A new study shows that young adults who smoke marijuana--even just recreationally--had marked abnormalities in areas of their brains that regulate emotion and motivation.

For those young people -- and their parents -- who think that smoking pot in moderation isn't harmful, it's time to think again.

A study released by researchers from Northwestern University's Feinberg School of Medicine and Harvard Medical School has found that 18- to 25-year-olds who smoke marijuana only recreationally showed significant abnormalities in the brain.

"There is this general perspective out there that using marijuana recreationally is not a problem -- that it is a safe drug," says Anne Blood, an assistant professor at Harvard Medical School and the co-senior author of the study, which is being published in the Journal of Neuroscience. "We are seeing that this is not the case."

The scientists say theirs is the first study to examine the relationship between casual use of marijuana in young people and pot's effects on two parts of the brain that regulate emotion and motivation.
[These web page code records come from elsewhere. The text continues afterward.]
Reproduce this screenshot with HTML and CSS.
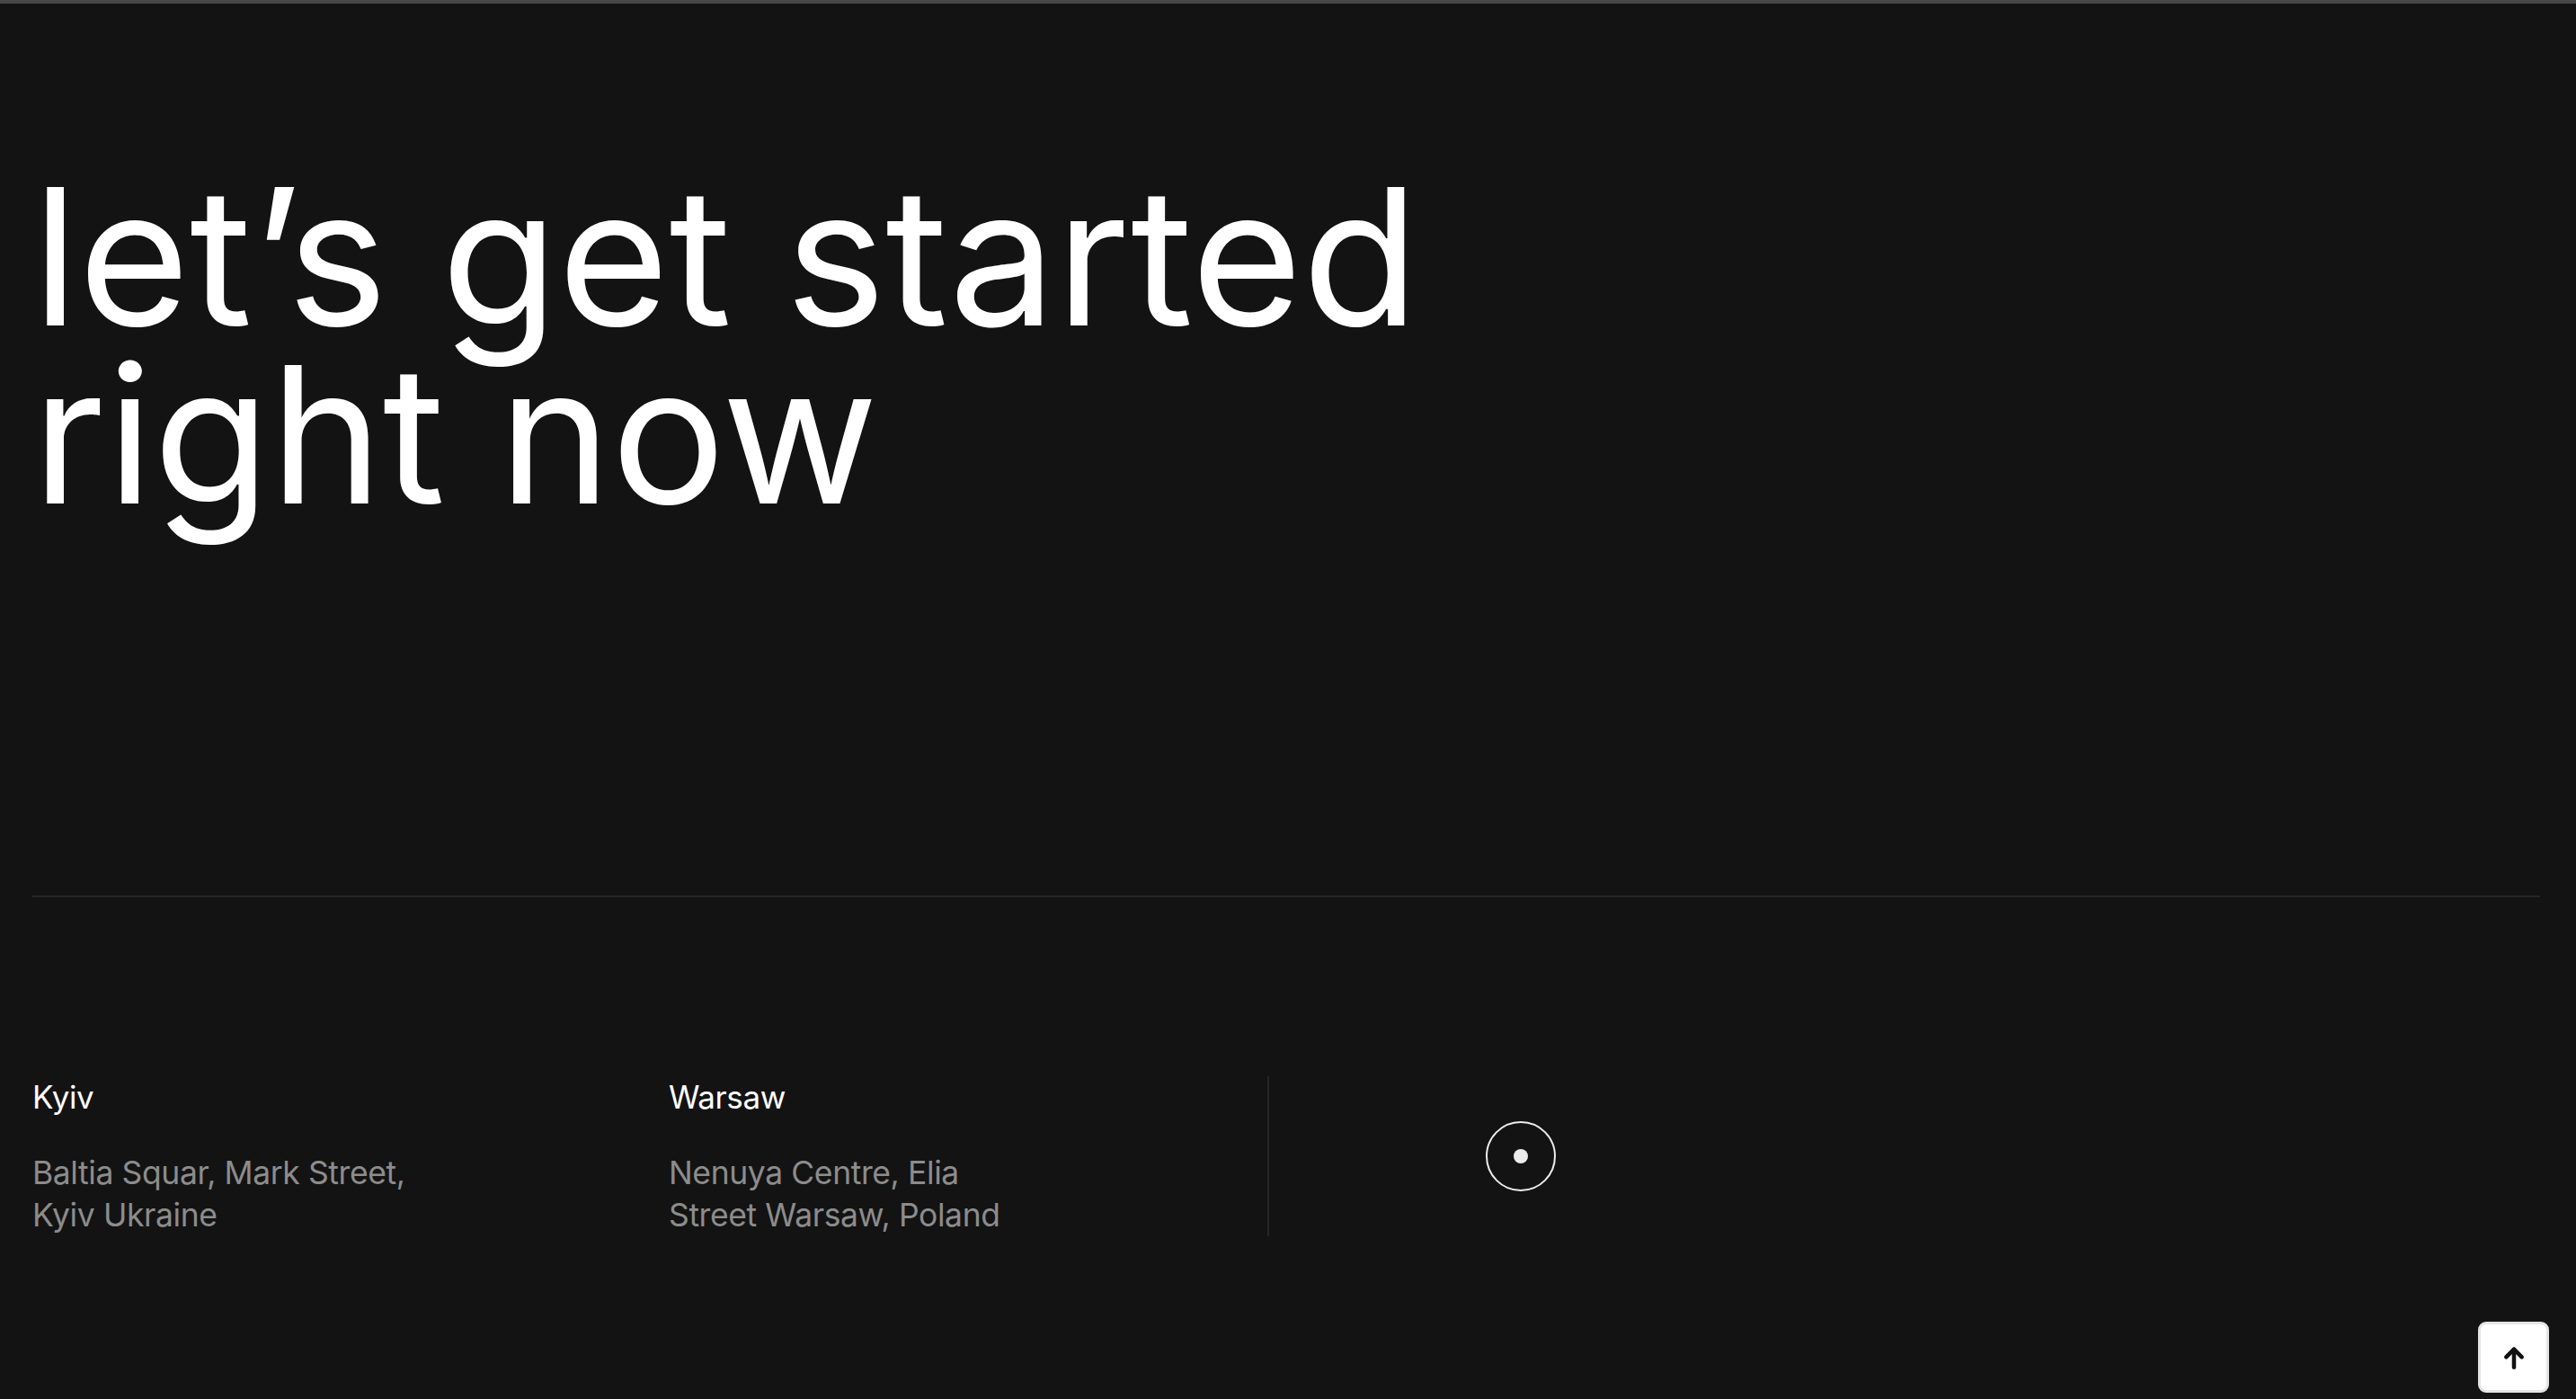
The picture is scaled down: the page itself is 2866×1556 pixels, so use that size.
FILE: index.html
```html
<!DOCTYPE html>
<html lang="en">
<head>
  <meta charset="UTF-8">
  <title>Contact</title>
  <meta name="viewport" content="width=device-width, initial-scale=1.0">
  <link rel="stylesheet" href="styles.css">
</head>
<body>
  <div class="page">
    <h1 class="hero-title">let’s get started<br>right now</h1>

    <div class="divider"></div>

    <div class="offices">
      <div class="office">
        <div class="office-city">Kyiv</div>
        <div class="office-address">Baltia Squar, Mark Street,<br>Kyiv Ukraine</div>
      </div>
      <div class="office office-last">
        <div class="office-city">Warsaw</div>
        <div class="office-address">Nenuya Centre, Elia<br>Street Warsaw, Poland</div>
      </div>
      <div class="cursor-dot">
        <span></span>
      </div>
    </div>
  </div>

  <button class="to-top" aria-label="Back to top">
    <svg width="32" height="32" viewBox="0 0 24 24" fill="none" stroke="#111" stroke-width="3.4" stroke-linecap="round" stroke-linejoin="round">
      <path d="M12 20V5"/>
      <path d="M5.5 11.5L12 5l6.5 6.5"/>
    </svg>
  </button>
</body>
</html>
```

FILE: styles.css
```css
html, body {
  margin: 0;
  height: 100%;
}
body {
  background-color: #131313;
  border-top: 4px solid #474747;
  box-sizing: border-box;
  font-family: Inter, "Noto Sans", sans-serif;
  color: #fff;
  overflow: hidden;
}
.page {
  padding: 0 40px 0 36px;
}
.hero-title {
  margin: 182px 0 0;
  font-size: 212px;
  font-weight: 400;
  line-height: 198px;
  letter-spacing: 0;
  color: #fff;
}
.divider {
  height: 2px;
  background-color: #262626;
  margin-top: 414px;
}
.offices {
  display: flex;
  align-items: center;
  margin-top: 199px;
}
.office {
  width: 708px;
}
.office-last {
  width: 666px;
  border-right: 2px solid #262626;
}
.office-city {
  font-size: 35px;
  line-height: 46px;
  letter-spacing: -0.4px;
  color: #fff;
  margin-bottom: 38px;
}
.office-address {
  font-size: 35.5px;
  line-height: 47px;
  letter-spacing: -0.4px;
  color: #8c8c8c;
}
.cursor-dot {
  margin-left: 241px;
  width: 74px;
  height: 74px;
  border: 2px solid #ececec;
  border-radius: 50%;
  display: flex;
  align-items: center;
  justify-content: center;
}
.cursor-dot span {
  width: 16px;
  height: 16px;
  border-radius: 50%;
  background-color: #ececec;
}
.to-top {
  position: fixed;
  right: 30px;
  bottom: 7px;
  width: 79px;
  height: 79px;
  background-color: #fff;
  border: 3px solid #e4e4e4;
  border-radius: 9px;
  display: flex;
  align-items: center;
  justify-content: center;
  padding: 0;
  cursor: pointer;
}
```
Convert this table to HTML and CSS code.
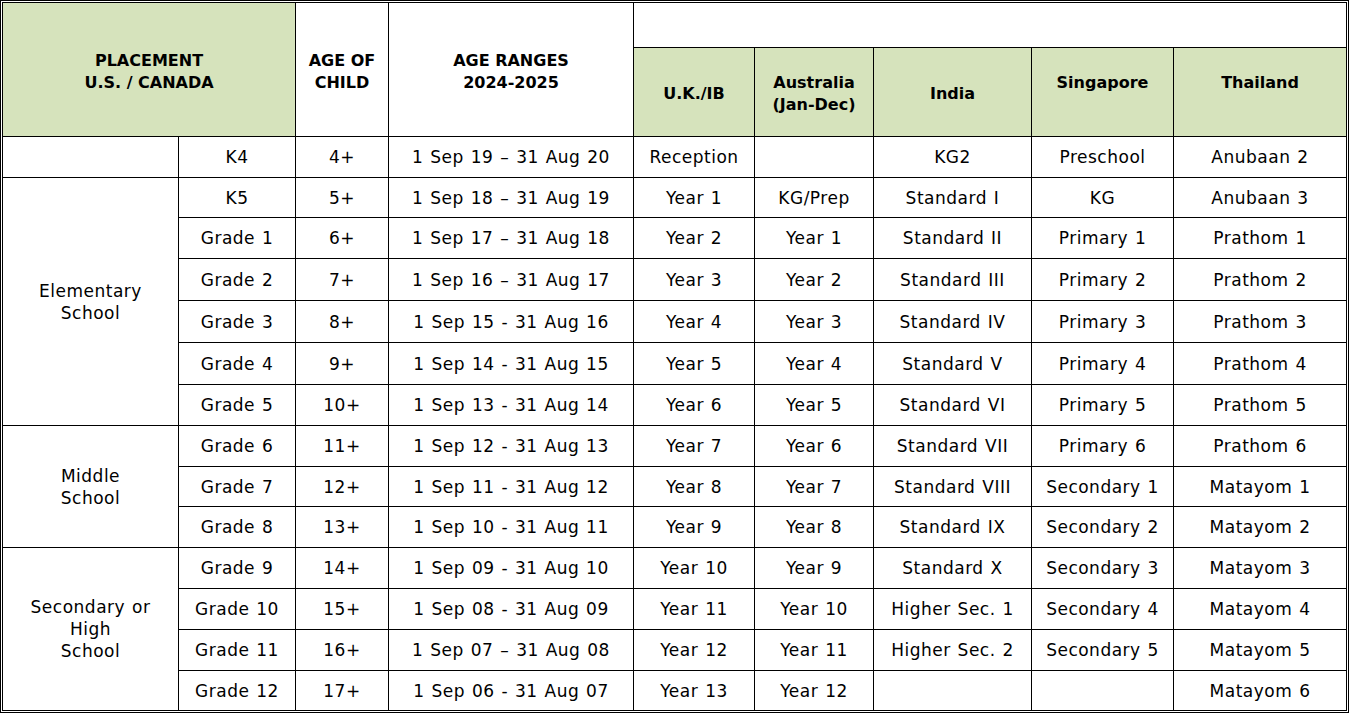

As such, it is sure to challenge many people's assumptions that smoking a joint or two on the weekends is no big deal.

The new Northwestern-Harvard study punches a hole in conventional wisdom. Through three different methods of neuroimaging analysis, the scientists examined the brains of 40 young adult students from Boston-area colleges: 20 who smoked marijuana casually -- four times a week on average -- and 20 who didn't use pot at all.

The scientists examined two key parts of the brain -- the nucleus accumbens and the amygdala, which together help control whether people judge things to be rewarding or aversive and, in turn, whether they experience pleasure or pain from them.

The researchers found that among all 20 casual marijuana smokers in their study -- even the seven who smoked just one joint per week -- the nucleus accumbens and amygdala showed changes in density, volume and shape. The scientists also discovered that the more pot the young people smoked, the greater the abnormalities.